March 9, 2013

Room 237 (2013)

This Documentary is both engrossing and bewildering.

It's engrossing, because for fans of The Shining, this is one hell of an in-depth, behind the scenes look into the film's making and its supposed meanings. It's also a great glimpse into the mind of its genius director, Stanley Kubrick.

It's bewildering, because some of the theories that it offers up about The Shining's subtext and hidden themes, sound entirely bat-shit crazy.

Proof that the Apollo moon landing was faked!
It seems as if there's a group of people out there who are obsessed with dissecting Kubrick's 1980 film, and it's various hidden themes and meanings, in a very, very meticulous fashion.

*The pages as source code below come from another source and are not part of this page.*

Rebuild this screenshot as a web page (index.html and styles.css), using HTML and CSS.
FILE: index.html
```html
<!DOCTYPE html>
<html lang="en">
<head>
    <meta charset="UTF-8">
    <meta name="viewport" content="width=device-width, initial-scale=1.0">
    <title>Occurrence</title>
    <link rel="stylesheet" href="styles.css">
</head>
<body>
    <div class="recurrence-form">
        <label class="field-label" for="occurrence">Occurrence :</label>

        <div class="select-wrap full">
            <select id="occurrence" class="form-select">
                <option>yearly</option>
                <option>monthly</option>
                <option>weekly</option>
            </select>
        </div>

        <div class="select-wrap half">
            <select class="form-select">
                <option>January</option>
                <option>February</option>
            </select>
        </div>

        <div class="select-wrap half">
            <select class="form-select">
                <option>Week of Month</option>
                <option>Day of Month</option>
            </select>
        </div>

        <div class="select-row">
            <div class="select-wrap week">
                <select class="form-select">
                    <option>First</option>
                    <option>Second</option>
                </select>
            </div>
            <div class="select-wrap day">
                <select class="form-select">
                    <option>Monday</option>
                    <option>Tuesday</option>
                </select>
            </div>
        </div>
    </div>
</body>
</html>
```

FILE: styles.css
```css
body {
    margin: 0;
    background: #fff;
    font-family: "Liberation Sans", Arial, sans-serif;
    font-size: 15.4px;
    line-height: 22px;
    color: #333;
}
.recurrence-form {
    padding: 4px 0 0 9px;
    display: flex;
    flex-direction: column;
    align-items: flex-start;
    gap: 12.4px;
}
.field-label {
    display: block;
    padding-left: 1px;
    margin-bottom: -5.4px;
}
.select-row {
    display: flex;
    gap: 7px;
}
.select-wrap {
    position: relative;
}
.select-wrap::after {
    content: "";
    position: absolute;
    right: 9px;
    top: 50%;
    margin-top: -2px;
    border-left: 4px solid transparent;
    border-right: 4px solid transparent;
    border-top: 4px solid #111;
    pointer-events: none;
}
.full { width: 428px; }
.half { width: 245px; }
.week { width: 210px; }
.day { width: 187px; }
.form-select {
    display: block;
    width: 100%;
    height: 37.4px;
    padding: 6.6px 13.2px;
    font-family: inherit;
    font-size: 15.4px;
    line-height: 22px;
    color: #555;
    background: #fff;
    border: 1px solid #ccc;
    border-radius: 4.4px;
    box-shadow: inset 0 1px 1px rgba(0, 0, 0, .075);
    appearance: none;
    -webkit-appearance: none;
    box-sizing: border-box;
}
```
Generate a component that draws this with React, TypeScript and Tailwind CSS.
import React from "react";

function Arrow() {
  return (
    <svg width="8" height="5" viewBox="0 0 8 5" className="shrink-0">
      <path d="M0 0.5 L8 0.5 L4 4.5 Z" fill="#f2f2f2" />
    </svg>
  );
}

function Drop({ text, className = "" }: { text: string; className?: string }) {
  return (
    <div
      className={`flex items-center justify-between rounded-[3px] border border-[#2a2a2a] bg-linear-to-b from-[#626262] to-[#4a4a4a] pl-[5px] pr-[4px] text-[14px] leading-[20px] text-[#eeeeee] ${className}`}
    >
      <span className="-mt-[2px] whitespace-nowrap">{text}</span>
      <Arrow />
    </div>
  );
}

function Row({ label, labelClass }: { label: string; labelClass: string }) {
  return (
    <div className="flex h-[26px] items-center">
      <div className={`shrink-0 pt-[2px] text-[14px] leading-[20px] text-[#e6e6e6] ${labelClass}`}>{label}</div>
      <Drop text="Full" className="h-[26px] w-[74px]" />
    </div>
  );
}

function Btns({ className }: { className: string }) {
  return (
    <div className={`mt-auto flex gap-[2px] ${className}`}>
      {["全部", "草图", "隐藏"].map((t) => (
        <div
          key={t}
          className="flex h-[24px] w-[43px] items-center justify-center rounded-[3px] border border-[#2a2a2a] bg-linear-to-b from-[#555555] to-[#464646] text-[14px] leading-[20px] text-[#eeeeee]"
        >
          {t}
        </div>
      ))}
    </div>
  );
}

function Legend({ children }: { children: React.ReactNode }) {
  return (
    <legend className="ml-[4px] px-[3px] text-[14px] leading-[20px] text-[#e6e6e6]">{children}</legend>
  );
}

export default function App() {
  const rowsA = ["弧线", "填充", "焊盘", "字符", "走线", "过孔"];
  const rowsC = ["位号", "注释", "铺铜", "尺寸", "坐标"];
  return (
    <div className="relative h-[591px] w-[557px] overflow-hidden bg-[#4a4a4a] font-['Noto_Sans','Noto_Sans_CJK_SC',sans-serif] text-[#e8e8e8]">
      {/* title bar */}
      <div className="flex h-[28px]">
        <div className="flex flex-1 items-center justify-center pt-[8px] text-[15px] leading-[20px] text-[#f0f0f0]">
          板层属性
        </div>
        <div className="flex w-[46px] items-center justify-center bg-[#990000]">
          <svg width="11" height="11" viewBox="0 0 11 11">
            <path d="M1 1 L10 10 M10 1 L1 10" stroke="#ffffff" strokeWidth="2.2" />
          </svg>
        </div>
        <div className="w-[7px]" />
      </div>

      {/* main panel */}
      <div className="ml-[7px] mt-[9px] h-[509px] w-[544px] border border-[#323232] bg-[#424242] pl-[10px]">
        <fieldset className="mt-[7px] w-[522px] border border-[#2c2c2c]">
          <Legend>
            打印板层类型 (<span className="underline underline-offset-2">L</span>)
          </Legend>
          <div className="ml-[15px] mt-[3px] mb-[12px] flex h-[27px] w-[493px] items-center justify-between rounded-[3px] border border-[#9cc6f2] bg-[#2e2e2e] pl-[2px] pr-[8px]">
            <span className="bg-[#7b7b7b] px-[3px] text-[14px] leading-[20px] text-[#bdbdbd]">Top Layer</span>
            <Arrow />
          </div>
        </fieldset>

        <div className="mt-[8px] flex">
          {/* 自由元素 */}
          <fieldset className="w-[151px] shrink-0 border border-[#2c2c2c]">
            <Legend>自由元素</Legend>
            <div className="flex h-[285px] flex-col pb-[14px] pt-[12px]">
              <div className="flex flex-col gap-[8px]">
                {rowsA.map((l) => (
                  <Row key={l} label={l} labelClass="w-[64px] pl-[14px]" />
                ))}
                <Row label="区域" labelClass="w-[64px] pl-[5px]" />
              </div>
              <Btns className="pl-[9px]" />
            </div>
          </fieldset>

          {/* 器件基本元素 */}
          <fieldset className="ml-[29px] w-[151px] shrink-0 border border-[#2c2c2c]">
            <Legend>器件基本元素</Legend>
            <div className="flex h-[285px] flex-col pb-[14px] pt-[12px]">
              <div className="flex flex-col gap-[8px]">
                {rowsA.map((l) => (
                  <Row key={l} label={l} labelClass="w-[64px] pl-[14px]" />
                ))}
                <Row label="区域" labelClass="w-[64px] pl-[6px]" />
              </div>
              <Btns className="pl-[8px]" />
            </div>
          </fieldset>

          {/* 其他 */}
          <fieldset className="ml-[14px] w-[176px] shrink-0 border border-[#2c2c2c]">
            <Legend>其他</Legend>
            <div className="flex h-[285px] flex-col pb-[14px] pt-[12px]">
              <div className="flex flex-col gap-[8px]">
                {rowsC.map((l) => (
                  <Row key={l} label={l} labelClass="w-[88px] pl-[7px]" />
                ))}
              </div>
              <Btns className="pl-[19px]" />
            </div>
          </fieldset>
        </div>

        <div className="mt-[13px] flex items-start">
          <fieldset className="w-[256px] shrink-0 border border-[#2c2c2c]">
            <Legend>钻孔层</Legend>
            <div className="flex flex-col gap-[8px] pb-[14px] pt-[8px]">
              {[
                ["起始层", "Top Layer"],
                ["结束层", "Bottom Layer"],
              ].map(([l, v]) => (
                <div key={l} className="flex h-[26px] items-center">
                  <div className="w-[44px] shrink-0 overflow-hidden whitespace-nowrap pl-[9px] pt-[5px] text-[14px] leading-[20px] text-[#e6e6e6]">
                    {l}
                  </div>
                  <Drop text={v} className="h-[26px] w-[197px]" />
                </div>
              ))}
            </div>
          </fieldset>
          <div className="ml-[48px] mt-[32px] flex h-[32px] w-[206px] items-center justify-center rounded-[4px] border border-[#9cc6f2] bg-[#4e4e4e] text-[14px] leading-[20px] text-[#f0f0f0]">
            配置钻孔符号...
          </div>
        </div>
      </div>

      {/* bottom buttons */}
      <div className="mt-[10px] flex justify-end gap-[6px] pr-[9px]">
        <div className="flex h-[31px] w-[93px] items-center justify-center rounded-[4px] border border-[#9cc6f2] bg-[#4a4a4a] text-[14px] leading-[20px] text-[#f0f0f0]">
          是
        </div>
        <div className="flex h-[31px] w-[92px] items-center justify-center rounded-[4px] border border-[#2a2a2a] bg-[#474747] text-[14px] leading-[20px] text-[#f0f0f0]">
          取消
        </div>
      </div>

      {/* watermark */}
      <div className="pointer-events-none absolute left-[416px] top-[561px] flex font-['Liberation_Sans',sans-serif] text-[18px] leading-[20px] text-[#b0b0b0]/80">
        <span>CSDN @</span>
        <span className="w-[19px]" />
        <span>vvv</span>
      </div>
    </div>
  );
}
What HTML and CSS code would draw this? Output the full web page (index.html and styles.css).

These people theorize that The Shining contains hidden commentary about child abuse, isolation, the mass slaughter of the American Indian, The Holocaust, how the Apollo 11 moon landing was faked (and that Kubrick had some sort of hand in it), and even Minotaurs... because you can't have a giant maze without a Minotaur, everyone knows that!

As an example of what we're talking about, check this out:

In The Shining, Room 237 plays a prominent role.
2x3x7= 42
There are 42 cars in the parking lot of the Overlook Hotel.
Danny wear a jersey with the #42 on it.
They watch Summer of '42 on TV.
Jack's typewriter is from Germany.
1942 is when the Nazi's formally adopted the Final Solution, which lead to the mass slaughter of millions of Jews...

That's the kind of theory that abounds in Room 237. Now, whether you believe all of that jazz or not is up to you, but I have to admit that watching the people in this movie who were trying to get me to believe it, was fun as hell. I mean, they're so passionate about it all, that some of what they were saying seemed absolutely plausible.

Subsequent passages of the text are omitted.